En à peine 15 minutes, le personnel des dispensaires peut maintenant avoir un résultat fiable, ce qui est très encourageant pour les équipes de chercheurs.
Ses collègues et lui viennent de recevoir deux bourses, qui totalisent près de 400 000 $. Elles permettront d’élargir l’accès à ces tests rapides, et d’étudier de nouvelles avenues pour améliorer la portée du dépistage.
Avec la santé publique régionale, ils espèrent ainsi déployer les tests dans les 14 communautés du Nunavik durant la prochaine année. Les dispensaires des communautés d’Akulivik et d’Inukjuak seront par ailleurs les premiers à bientôt utiliser ces tests, à l’exception de Puvirnituq où il est déjà utilisé.

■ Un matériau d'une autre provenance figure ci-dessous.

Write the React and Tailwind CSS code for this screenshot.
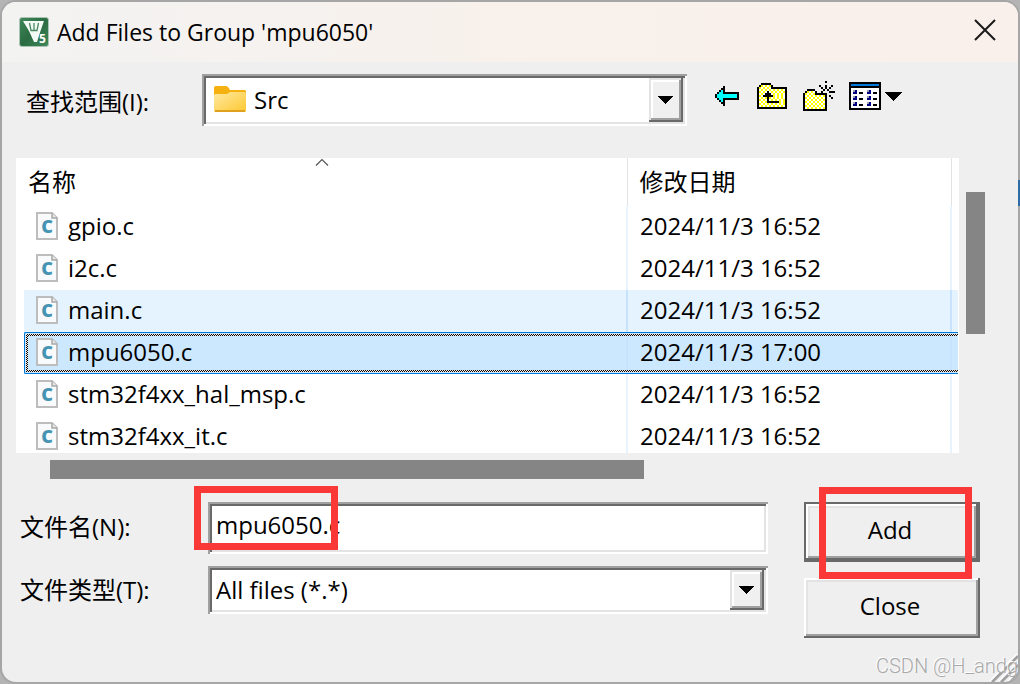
import { useState } from 'react';

const files = [
  { name: 'gpio.c', date: '2024/11/3 16:52' },
  { name: 'i2c.c', date: '2024/11/3 16:52' },
  { name: 'main.c', date: '2024/11/3 16:52' },
  { name: 'mpu6050.c', date: '2024/11/3 17:00' },
  { name: 'stm32f4xx_hal_msp.c', date: '2024/11/3 16:52' },
  { name: 'stm32f4xx_it.c', date: '2024/11/3 16:52' },
];

const palette = {
  k: '#000000',
  y: '#ffff00',
  w: '#ffffff',
  c: '#00ffff',
  b: '#0078d7',
  n: '#000080',
  g: '#a0a0b0',
};

const backRows = [
  '    k       ',
  '   kk       ',
  '  kck       ',
  ' kcckkkkkkkk',
  'kcccccccccck',
  'kcccccccccck',
  ' kcckkkkkkkk',
  '  kck       ',
  '   kk       ',
  '    k       ',
];

const upRows = [
  '  kkkkk        ',
  ' kywywyk       ',
  'kywywywkkkkkkkk',
  'kwywywywywywywk',
  'kywywkwywywywyk',
  'kwywkkkwywywywk',
  'kywkkkkkywywywk',
  'kwywykywywywywk',
  'kywywkwywywywyk',
  'kwywykkkkkkywyk',
  'kywywywywywywyk',
  'kwywywywywywywk',
  'kkkkkkkkkkkkkkk',
];

const newRows = [
  '           k    ',
  '                ',
  '        k  k  k ',
  '         k k k  ',
  '  kkkk    k k   ',
  ' kywywk  k   kkk',
  'kywywykkkkkk    ',
  'kwywywywywyk k  ',
  'kywywywywywk  k ',
  'kwywywywywyk    ',
  'kywywywywywk    ',
  'kwywywywywyk    ',
  'kywywywywywk    ',
  'kwywywywywyk    ',
  'kkkkkkkkkkkk    ',
];

const viewRows = [
  'kkkkkkkkkkkkkkkk',
  'kbbbbbbbbbbbbbbk',
  'kkkkkkkkkkkkkkkk',
  'kwwwwwwwwwwwwwwk',
  'kwgnwwwwwgnwwwwk',
  'kwnnwkkwwnnwkkwk',
  'kwwwwwwwwwwwwwwk',
  'kwgnwwwwwgnwwwwk',
  'kwnnwkkwwnnwkkwk',
  'kwwwwwwwwwwwwwwk',
  'kwgnwwwwwgnwwwwk',
  'kwnnwkkwwnnwkkwk',
  'kwwwwwwwwwwwwwwk',
  'kkkkkkkkkkkkkkkk',
];

const PixelIcon = ({ rows }) => (
  <svg
    width={rows[0].length * 2}
    height={rows.length * 2}
    viewBox={`0 0 ${rows[0].length} ${rows.length}`}
    shapeRendering="crispEdges"
    aria-hidden="true"
  >
    {rows.map((row, y) =>
      row.split('').map((cell, x) =>
        cell === ' ' ? null : <rect key={`${x}-${y}`} x={x} y={y} width="1" height="1" fill={palette[cell]} />
      )
    )}
  </svg>
);

const AppLogo = () => (
  <svg width="30" height="30" viewBox="0 0 30 30" aria-hidden="true">
    <defs>
      <linearGradient id="logo" x1="0" y1="0" x2="1" y2="1">
        <stop offset="0" stopColor="#3f8a5a" />
        <stop offset="0.5" stopColor="#2b6b42" />
        <stop offset="1" stopColor="#3f8a5a" />
      </linearGradient>
    </defs>
    <rect x="0.5" y="0.5" width="29" height="29" rx="2.500" fill="url(#logo)" stroke="#a9c4b4" />
    <path d="M4 4h21l-3.500 10-3.500 11h-3L10 14z" fill="#f4faf6" />
    <path d="M10.500 6l1.500 7.500h6L19.500 6M15 6v7" stroke="#4a8a62" strokeWidth="1.300" fill="none" />
    <text x="20" y="26" fontSize="12" fontWeight="700" fontFamily="Open Sans, sans-serif" fill="#ffffff">5</text>
  </svg>
);

const FolderIcon = () => (
  <svg width="32" height="26" viewBox="0 0 32 26" aria-hidden="true">
    <defs>
      <linearGradient id="folder" x1="0" y1="0" x2="1" y2="1">
        <stop offset="0" stopColor="#ffe9a2" />
        <stop offset="1" stopColor="#fdc830" />
      </linearGradient>
    </defs>
    <path d="M0 1.500Q0 0 1.500 0H12q1.500 0 2.500 1.500L16 4h14.500Q32 4 32 5.500V12H0z" fill="#f5b10f" />
    <path d="M0 9.500Q0 8 1.500 8H13l3-2h14.500Q32 6 32 7.500v17q0 1.500-1.500 1.500h-29Q0 26 0 24.500z" fill="url(#folder)" />
    <path d="M1 25h30" stroke="#e0a11f" strokeWidth="2" />
  </svg>
);

const CFileIcon = () => (
  <svg width="22" height="28" viewBox="0 0 22 28" className="shrink-0" aria-hidden="true">
    <path d="M1 1h15l5 5v21H1z" fill="#f9fafb" stroke="#bdbdbd" strokeWidth="2" />
    <path d="M16 1v5h5" fill="#e6e6e6" stroke="#a9a9a9" strokeWidth="1.500" />
    <text x="11" y="21" textAnchor="middle" fontSize="18" fontWeight="800" fontFamily="Open Sans, sans-serif" fill="#4594b3">
      C
    </text>
  </svg>
);

const Caret = ({ width = 15, height = 8 }) => (
  <svg width={width} height={height} viewBox="0 0 16 8" preserveAspectRatio="none" shapeRendering="crispEdges" aria-hidden="true">
    <path d="M0 0h16L8 8z" fill="#000000" />
  </svg>
);

const sunken =
  'shadow-[inset_2px_2px_#a0a0a0,inset_-2px_-2px_#ffffff,inset_4px_4px_#696969,inset_-4px_-4px_#e3e3e3]';
const raised =
  'shadow-[inset_-2px_-2px_#696969,inset_2px_2px_#ffffff,inset_-4px_-4px_#a0a0a0,inset_4px_4px_#e3e3e3]';
const dropButton =
  'shadow-[inset_-2px_-2px_#696969,inset_2px_2px_#e3e3e3,inset_-4px_-4px_#a0a0a0,inset_4px_4px_#ffffff]';

const DropArrow = () => (
  <span
    className={`pointer-events-none absolute inset-y-1 right-1 flex w-[34px] items-center justify-center bg-[#f0f0f0] pr-0.5 ${dropButton}`}
  >
    <Caret />
  </span>
);

const checker = 'absolute bg-[repeating-conic-gradient(#000000_0_25%,#f8e6d8_0_50%)] bg-[length:2px_2px]';

const FocusFrame = () => (
  <span className="pointer-events-none absolute inset-0 rounded-l-xs border-y border-l border-[#0078d7]">
    <span className={`${checker} top-px right-0 left-px h-[2px]`} />
    <span className={`${checker} right-0 bottom-px left-px h-[2px]`} />
    <span className={`${checker} inset-y-px left-px w-[2px]`} />
  </span>
);

const FileTable = ({ selected, onSelect }) => (
  <div className="h-[295px] min-w-0 flex-1 overflow-hidden bg-white pr-px pl-2">
    <table className="w-full table-fixed border-collapse text-left">
      <colgroup>
        <col />
        <col className="w-[324px]" />
        <col className="w-[7px]" />
      </colgroup>
      <thead>
        <tr className="h-12">
          <th className="relative border-r border-[#e3e3e3] pl-1 font-normal">
            名称
            <svg className="absolute top-0 left-1/2 -ml-2.5" width="14" height="9" viewBox="0 0 14 9" aria-hidden="true">
              <path d="M1 7.500l6-6 6 6" fill="none" stroke="#555555" strokeWidth="1.200" />
            </svg>
          </th>
          <th className="border-r border-[#e3e3e3] pl-3 font-normal">修改日期</th>
          <th />
        </tr>
      </thead>
      <tbody>
        {files.map((file) => {
          const isSelected = file.name === selected;
          const bg = isSelected ? 'bg-[#cce8ff]' : file.name === 'main.c' ? 'bg-[#e5f3ff]' : '';
          const line = bg ? 'border-[#c6e2fd]' : 'border-[#e9f3fe]';
          return (
            <tr key={file.name} onClick={() => onSelect(file.name)} className={`relative h-[42px] ${bg}`}>
              <td className={`border-r-2 p-0 pb-0.5 pl-3 ${line}`}>
                <div className="flex items-center gap-[10px]">
                  <CFileIcon />
                  <span>{file.name}</span>
                </div>
                {isSelected && <FocusFrame />}
              </td>
              <td className={`border-r-2 p-0 pb-0.5 pl-3 ${line}`}>{file.date}</td>
              <td className="p-0" />
            </tr>
          );
        })}
      </tbody>
    </table>
  </div>
);

export default function App() {
  const [fileName, setFileName] = useState('mpu6050.c');

  return (
    <div className="relative flex min-h-screen bg-[#b4b4b4] font-['Open_Sans','Noto_Sans_CJK_SC',sans-serif] text-2xl leading-8 text-black">
      <div className="relative m-[2px] flex flex-1 flex-col overflow-hidden rounded-[14px] bg-[#efefef] shadow-[0_0_0_2px_#a6a6a6]">
        {/* Title bar */}
        <header className="flex h-[60px] items-center gap-2 bg-linear-to-r from-[#f3f3f2] via-[#f8f1ec] to-[#faf0eb] pr-[22px] pl-[17px]">
          <AppLogo />
          <h1 className="flex-1 text-[23px]">Add Files to Group 'mpu6050'</h1>
          <button aria-label="Close window" className="pb-1">
            <svg width="22" height="22" viewBox="0 0 22 22" aria-hidden="true">
              <path d="M1 1l20 20M21 1L1 21" stroke="#1a1a1a" strokeWidth="2" />
            </svg>
          </button>
        </header>

        {/* Look in */}
        <div className="flex items-center pt-3 pr-[116px] pl-6">
          <label htmlFor="folder-select" className="w-44 pt-1">查找范围(I):</label>
          <div className={`relative h-[52px] flex-1 bg-white p-1 ${sunken}`}>
            <span className="pointer-events-none absolute top-3 left-3">
              <FolderIcon />
            </span>
            <select id="folder-select" className="h-full w-full appearance-none pl-12 outline-none">
              <option>Src</option>
            </select>
            <DropArrow />
          </div>
          <div className="mb-2 ml-7 flex items-center">
            <button aria-label="Back" className="mr-[18px]"><PixelIcon rows={backRows} /></button>
            <button aria-label="Up one level" className="mr-4"><PixelIcon rows={upRows} /></button>
            <button aria-label="New folder" className="mr-[14px]"><PixelIcon rows={newRows} /></button>
            <button aria-label="View menu" className="flex items-center gap-1">
              <PixelIcon rows={viewRows} />
              <Caret width={17} height={9} />
            </button>
          </div>
        </div>

        {/* File list */}
        <div className="mt-8 flex gap-[7px] pr-[33px] pl-[14px]">
          <FileTable selected="mpu6050.c" onSelect={setFileName} />
          <div className="mt-[34px] h-[142px] w-[19px] bg-[#858585]" />
        </div>
        <div className="mt-[7px] mr-[374px] ml-12 h-[19px] bg-[#858585]" />

        {/* Name, type and actions */}
        <div className="mt-[23px] flex gap-9 pr-[38px] pl-[18px]">
          <div className="flex flex-1 flex-col gap-3">
            <div className="flex items-center">
              <label htmlFor="file-name" className="w-[188px] pb-0.5">文件名(N):</label>
              <div className={`relative h-[52px] flex-1 bg-white p-1 ${sunken}`}>
                <input
                  id="file-name"
                  value={fileName}
                  onChange={(e) => setFileName(e.target.value)}
                  className="block h-9 w-full pl-1 outline-none"
                />
                <span className="pointer-events-none absolute -top-4 -left-[14px] h-16 w-36 border-7 border-[#fb3838]" />
              </div>
            </div>
            <div className="flex items-center">
              <label htmlFor="file-type" className="w-[188px]">文件类型(T):</label>
              <div className={`relative h-12 flex-1 bg-white p-1 ${sunken}`}>
                <select id="file-type" className="h-full w-full appearance-none pl-1 outline-none">
                  <option>All files (*.*)</option>
                </select>
                <DropArrow />
              </div>
            </div>
          </div>
          <div className="relative flex w-44 flex-col gap-4">
            <button className="h-[60px] bg-[#efefef] pr-1 pb-1 shadow-[inset_0_0_0_2px_#696969,inset_-4px_-4px_#696969,inset_4px_4px_#ffffff,inset_-6px_-6px_#a0a0a0,inset_6px_6px_#e3e3e3]">
              Add
            </button>
            <button className={`h-[60px] bg-[#efefef] pr-1 pb-1 ${raised}`}>Close</button>
            <span className="pointer-events-none absolute -top-[15px] left-[15px] h-[92px] w-[153px] border-7 border-[#fb3838]" />
          </div>
        </div>

        <svg className="absolute right-0 bottom-0" width="28" height="28" viewBox="0 0 28 28" aria-hidden="true">
          <path d="M2 28L28 2M11 28L28 11M20 28l8-8" stroke="#a0a0a0" strokeWidth="3" />
          <path d="M0 27L27 0M9 27L28 8M18 27L28 17" stroke="#ffffff" strokeWidth="1.500" />
        </svg>
        <span className="absolute right-0 bottom-1 font-['Roboto',sans-serif] text-[20px] leading-6 font-light text-[#a9a9a9] [text-shadow:-1px_-1px_#ffffff]">
          CSDN @H_andg
        </span>
      </div>
      <span className="absolute top-[180px] right-0 h-[26px] w-[2px] bg-[#2d6ca5]" />
    </div>
  );
}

« On a un modèle mathématique qui nous dit que si l’on déployait les tests rapides dans tous les centres de santé, et ne tenant compte que de l’élimination du délai entre le dépistage et le traitement, on pourrait voir une diminution d’environ 35 % des cas dans un horizon de 5 à 10 ans », ajoute le professeur Yansouni.

Limiter les obstacles à la détection
Les tests rapides font partie de la solution, mais ne permettront pas à eux seuls d’endiguer le problème de la transmission de la syphilis au Nunavik, reconnaît la santé publique.

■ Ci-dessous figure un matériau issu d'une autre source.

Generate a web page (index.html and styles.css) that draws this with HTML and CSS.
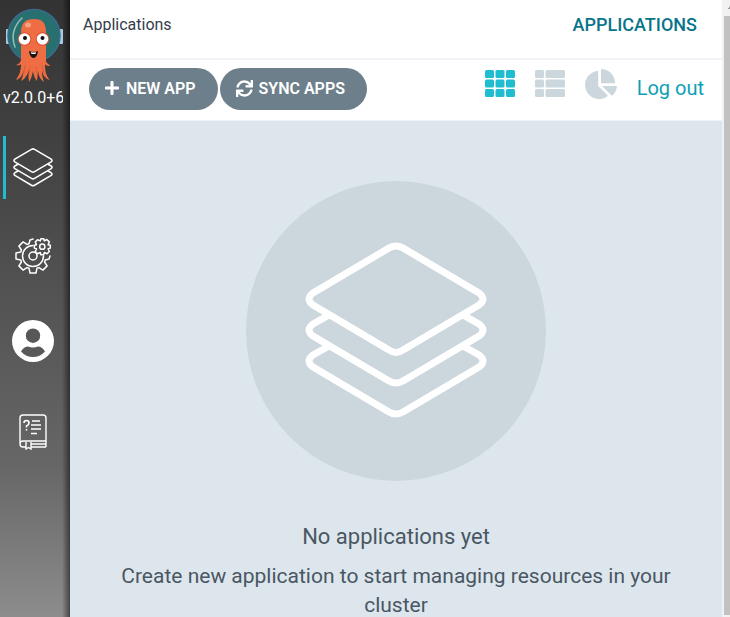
FILE: index.html
```html
<!DOCTYPE html>
<html lang="en">
<head>
<meta charset="utf-8">
<title>Applications</title>
<link rel="stylesheet" href="styles.css">
</head>
<body>
<svg class="defs" aria-hidden="true">
  <symbol id="stack" viewBox="0 0 182 178">
    <g fill="none" stroke="currentColor" stroke-linejoin="round">
      <path d="M84 6Q91 2 98 6L174 51Q182 57 174 63L98 108Q91 113 84 108L8 63Q0 57 8 51Z"/>
      <path d="M24 73L8 82Q0 88 8 94L84 139Q91 143 98 139L174 94Q182 88 174 82L158 73"/>
      <path d="M24 104L8 113Q0 119 8 125L84 170Q91 174 98 170L174 125Q182 119 174 113L158 104"/>
    </g>
  </symbol>
</svg>
<nav class="sidebar">
  <svg class="logo" viewBox="0 0 60 78" role="img" aria-label="Argo">
    <rect x="1" y="22" width="4" height="15" rx="1" fill="#a9cce0"/>
    <rect x="54" y="22" width="4" height="15" rx="1" fill="#a9cce0"/>
    <circle cx="29" cy="28.500" r="26" fill="#27706f" stroke="#3a6a8c" stroke-width="1.5"/>
    <path d="M10 40Q4 24 17 11" fill="none" stroke="#91b9b5" stroke-width="1.6" stroke-linecap="round"/>
    <path d="M16 26C16 15 21 12 29 12S41 15 41 26V54C42 57 44 57 45 59Q41 59 40 57C40 64 41 69 45 73Q39 72 37 64C37 69 38 72 39 75Q34 72 33 64L32 74Q29 71 28 64C27 69 26 72 24 75Q23 70 24 63C22 69 20 72 16 74Q18 69 19 63C17 69 15 72 11 73C15 67 16 63 16 57Q15 59 11 58C14 57 15 56 16 53Z" fill="#ee6d43"/>
    <path d="M20 58L19 66M25 60L24 68M31 60L32 68M37 58L39 67" stroke="#d9603a" fill="none"/>
    <ellipse cx="23" cy="18" rx="3" ry="2.5" fill="#f5a183"/>
    <circle cx="19.500" cy="32" r="6.800" fill="#d94f32"/><circle cx="37.500" cy="32" r="6.800" fill="#d94f32"/>
    <circle cx="19.500" cy="32" r="5.800" fill="#fff"/><circle cx="37.500" cy="32" r="5.800" fill="#fff"/>
    <circle cx="20" cy="31" r="2" fill="#111"/><circle cx="37.500" cy="31" r="2" fill="#111"/>
    <path d="M24 44Q28.500 46 33 44Q32 51 28.500 51T24 44Z" fill="#151515"/>
    <path d="M26 45Q28.500 46 31 45L30.500 47H26.500Z" fill="#fff"/>
  </svg>
  <div class="version">v2.0.0+6</div>
  <a class="nav-item active" href="#" aria-label="Applications"><svg class="nav-stack"><use href="#stack"/></svg></a>
  <a class="nav-item" href="#" aria-label="Settings">
    <svg class="nav-gear" viewBox="-20 -20 40 40" fill="none" stroke="#fff" stroke-width="1.5" stroke-linejoin="round" stroke-linecap="round">
      <path d="M0-17L-3-16L-4-12.200L-6-11.600L-9.900-14.100L-14.100-9.900L-11.600-6L-12.200-4L-17-3V3L-12.200 4L-11.600 6L-14.100 9.900L-9.900 14.100L-6 11.600L-4 12.200L-3 17H3L4 12.200L6 11.600L9.900 14.100L14.100 9.900L11.600 6L12.200 4L16 3L17 0"/>
      <path d="M0-10.500A10.500 10.500 0 1 0 10.500 0"/>
      <circle r="4"/>
      <g transform="translate(9.300 -9.300)">
        <path d="M-1.400-8H1.400L2-5.800L4.500-7.200L7-4.800L5.800-2L8-1.400V1.400L5.800 2L7 4.800L4.800 7L2 5.800L1.400 8H-1.400L-2 5.800L-4.800 7L-7 4.800L-5.800 2L-8 1.400V-1.400L-5.800-2L-7-4.800L-4.800-7L-2-5.800Z"/>
        <circle r="2.600"/>
      </g>
    </svg>
  </a>
  <a class="nav-item" href="#" aria-label="User info">
    <svg class="nav-user" viewBox="0 0 42 42"><path fill="#fff" fill-rule="evenodd" d="M21 0a21 21 0 1 0 0 42a21 21 0 1 0 0-42ZM21 8.500a7.200 7.200 0 1 1 0 14.400a7.200 7.200 0 1 1 0-14.400ZM9 31.500Q12 26.500 16 26.500Q21 28.500 26 26.500Q30 26.500 33 31.500Q28 37 21 37T9 31.500Z"/></svg>
  </a>
  <a class="nav-item" href="#" aria-label="Documentation">
    <svg class="nav-doc" viewBox="0 0 28 36" fill="none" stroke="#fff" stroke-width="1.400">
      <path d="M7 33H4Q1 33 1 30V4Q1 1 4 1H24Q27 1 27 4V27H4Q1 27 1 30M12 33H27M27 27V33M12 30H27"/>
      <path d="M7 28V35L9.500 33.500L12 35V28"/>
      <path d="M5 9Q5 6.500 7.500 6.500T10 9Q10 11 7.500 12V13.500M7.500 15V16.500" stroke-width="1.600"/>
      <path d="M13 7H21M12 11H22M12 15H22M12 19.500H18" stroke-width="1.300"/>
    </svg>
  </a>
</nav>
<main class="page">
  <header class="topbar">
    <span class="crumb">Applications</span>
    <h1 class="page-title">APPLICATIONS</h1>
  </header>
  <div class="toolbar">
    <div class="actions">
      <button class="btn" type="button"><svg class="ico-plus" viewBox="0 32 448 448"><path d="M416 208H272V64c0-17.670-14.330-32-32-32h-32c-17.670 0-32 14.330-32 32v144H32c-17.670 0-32 14.330-32 32v32c0 17.670 14.330 32 32 32h144v144c0 17.670 14.330 32 32 32h32c17.670 0 32-14.330 32-32V304h144c17.670 0 32-14.330 32-32v-32c0-17.670-14.330-32-32-32z"/></svg>NEW APP</button>
      <button class="btn" type="button"><svg class="ico-sync" viewBox="0 0 512 512"><path d="M440.650 12.570l4 82.770A247.160 247.160 0 0 0 255.830 8C134.730 8 33.910 94.920 12.290 209.820A12 12 0 0 0 24.090 224h49.050a12 12 0 0 0 11.670-9.260 175.910 175.910 0 0 1 317-56.940l-101.460-4.860a12 12 0 0 0-12.570 12v47.410a12 12 0 0 0 12 12H500a12 12 0 0 0 12-12V12a12 12 0 0 0-12-12h-47.370a12 12 0 0 0-11.980 12.570zM255.830 432a175.610 175.610 0 0 1-146-77.800l101.800 4.870a12 12 0 0 0 12.570-12v-47.400a12 12 0 0 0-12-12H12a12 12 0 0 0-12 12V500a12 12 0 0 0 12 12h47.350a12 12 0 0 0 12-12.600l-4.150-82.570A247.170 247.170 0 0 0 255.830 504c121.110 0 221.930-86.920 243.550-201.820a12 12 0 0 0-11.800-14.180h-49.050a12 12 0 0 0-11.670 9.260A175.860 175.860 0 0 1 255.830 432z"/></svg>SYNC APPS</button>
    </div>
    <div class="views">
      <a class="view selected" href="#" aria-label="Tiles"><svg class="ico-view" viewBox="0 0 30 27"><g id="col"><rect width="9" height="8" rx="1.500"/><rect y="9.500" width="9" height="8" rx="1.500"/><rect y="19" width="9" height="8" rx="1.500"/></g><use href="#col" x="10.500"/><use href="#col" x="21"/></svg></a>
      <a class="view" href="#" aria-label="List"><svg class="ico-view" viewBox="0 0 30 27"><use href="#col"/><rect x="10.500" width="19.500" height="8" rx="1.500"/><rect x="10.500" y="9.500" width="19.500" height="8" rx="1.500"/><rect x="10.500" y="19" width="19.500" height="8" rx="1.500"/></svg></a>
      <a class="view" href="#" aria-label="Summary"><svg class="ico-pie" viewBox="0 16 544 512"><path d="M527.790 288H290.500l158.030 158.030c6.040 6.040 15.980 6.530 22.190.68 38.700-36.460 65.320-85.610 73.130-140.860 1.340-9.460-6.510-17.850-16.060-17.850zm-15.830-64.800C503.720 103.740 408.260 8.280 288.800.04 279.680-.59 272 7.100 272 16.240V240h223.770c9.140 0 16.820-7.680 16.190-16.800zM224 288V50.710c0-9.550-8.390-17.400-17.840-16.060C86.990 51.490-4.100 155.600.14 280.370 4.500 408.510 114.830 513.590 243.030 511.980c50.400-.63 96.970-16.870 135.260-44.030 7.900-5.600 8.420-17.230 1.570-24.080L224 288z"/></svg></a>
      <a class="logout" href="#">Log out</a>
    </div>
  </div>
  <section class="empty">
    <div class="disc"><svg class="disc-stack"><use href="#stack"/></svg></div>
    <h2 class="empty-title">No applications yet</h2>
    <p class="empty-text">Create new application to start managing resources in your cluster</p>
  </section>
</main>
<div class="scroll" aria-hidden="true"><svg class="arrow" viewBox="0 0 6 16"><path d="M6 6V9H4V8H5V7Z" fill="#999"/></svg><div class="thumb"></div></div>
</body>
</html>
```
FILE: styles.css
```css
* { box-sizing: border-box; }
body {
  margin: 0;
  display: flex;
  height: 100vh;
  overflow: hidden;
  font-family: Roboto, "Liberation Sans", sans-serif;
  background: #dee6ed;
}
a { text-decoration: none; }
.defs { position: absolute; width: 0; height: 0; }

.sidebar {
  flex: 0 0 70px;
  display: flex;
  flex-direction: column;
  background:
    linear-gradient(to right, transparent 62px, rgba(0, 0, 0, 0.5) 70px),
    linear-gradient(#333, #424242 24%, #676767 76%, #8c8c8c);
}
.logo { width: 60px; height: 78px; margin: 7px 0 0 5px; }
.version {
  width: 60px;
  margin: 4px 0 0 3px;
  overflow: hidden;
  white-space: nowrap;
  font-size: 16px;
  line-height: 18px;
  color: #fff;
}
.nav-item {
  display: flex;
  align-items: center;
  justify-content: center;
  height: 63px;
  margin: 0 7px 25px 3px;
  padding-right: 3px;
  border-left: 3px solid transparent;
  color: #fff;
}
.nav-item.active { margin-top: 29px; border-color: #1fbdd0; }
.nav-stack { width: 40px; height: 39px; stroke-width: 7; }
.nav-gear { width: 40px; height: 40px; }
.nav-user { width: 42px; height: 42px; margin-bottom: 6px; }
.nav-doc { width: 28px; height: 36px; }

.page { flex: 1; min-width: 0; }
.topbar {
  display: flex;
  justify-content: space-between;
  align-items: center;
  height: 60px;
  padding: 0 25px 9px 13px;
  background: #fff;
  border-bottom: 2px solid #eff3f7;
}
.crumb { font-size: 16px; color: #363c4a; }
.page-title { margin: 0; font-size: 18px; font-weight: 500; color: #08748a; }
.toolbar {
  display: flex;
  justify-content: space-between;
  height: 61px;
  padding: 8px 18px 0 19px;
  background: #fff;
  border-bottom: 1px solid #eff3f7;
}
.actions { display: flex; gap: 2px; }
.btn {
  display: flex;
  align-items: center;
  height: 42px;
  padding: 0 22px 2px 16px;
  border: 0;
  border-radius: 21px;
  background: #6d7f8b;
  color: #fff;
  font: 600 16px Roboto, sans-serif;
}
.btn svg { fill: currentColor; }
.ico-plus { width: 14px; height: 14px; margin-right: 7px; }
.ico-sync { width: 17px; height: 17px; margin-right: 6px; }
.views { display: flex; }
.view { margin: 2px 20px 0 0; fill: #ccd6dd; }
.view.selected { fill: #1fbdd0; }
.view svg { display: block; overflow: visible; }
.ico-view { width: 30px; height: 27px; }
.ico-pie { width: 32px; height: 30px; }
.logout { font-size: 20px; line-height: 40px; color: #0d9fb5; }

.empty { padding: 60px 40px 0; text-align: center; color: #495763; }
.disc {
  display: flex;
  align-items: center;
  justify-content: center;
  width: 300px;
  height: 300px;
  margin: 0 auto;
  border-radius: 50%;
  background: #ccd6dd;
  color: #fff;
}
.disc-stack { width: 182px; height: 178px; stroke-width: 7; }
.empty-title { margin: 41px 0 10px; font-size: 22px; line-height: 30px; font-weight: 400; }
.empty-text { margin: 0; font-size: 21px; line-height: 29px; }

.scroll {
  flex: 0 0 8px;
  display: flex;
  flex-direction: column;
  padding: 0 0 2px 2px;
  background: #f1f1f1;
}
.arrow { width: 6px; height: 16px; }
.thumb { flex: 1; background: #c1c1c1; }
```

Les responsables réfléchissent actuellement à une manière de rapprocher le dépistage des membres de la communauté. Ils comptent donc organiser des campagnes de test dans d’autres lieux que la traditionnelle clinique médicale.
La santé publique souhaite d’abord consulter les communautés pour les inclure dans le choix de lieux pour effectuer ces tests. Ils espèrent ainsi être en mesure de briser les tabous entourant la santé sexuelle.
« Il y a certains sous-groupes de la population qui a une certaine réticence à venir consulter, ou c’est juste moins naturel de venir en clinique. Donc, l’idée c’est de rapprocher les tests et les activités de dépistage des résidents », ajoute le Dr Jean-Sébastien Touchette.
Cette stratégie pourrait par ailleurs aider la santé publique à lutter contre les autres ITSS, dont la transmission a aussi fortement augmenté depuis les dernières années.
Entre 2022 et 2023, les cas de chlamydias ont augmenté de 28 %, tandis que les cas de gonorrhées ont bondi de 159 %, selon les données de santé publique.
Ces deux infections transmissibles sexuellement ne connaissent pas nécessairement les mêmes délais dans la détection que la syphilis, en raison des tests plus simples. N’en demeure pas moins que la montée des cas inquiète la santé publique.
Le nouveau financement obtenu cette année, avec l’Université McGill, permettra d’inclure davantage les communautés dans la recherche et la prévention des ITSS, ce qui permettra d’améliorer la santé sexuelle globale des résidents, espère la santé publique.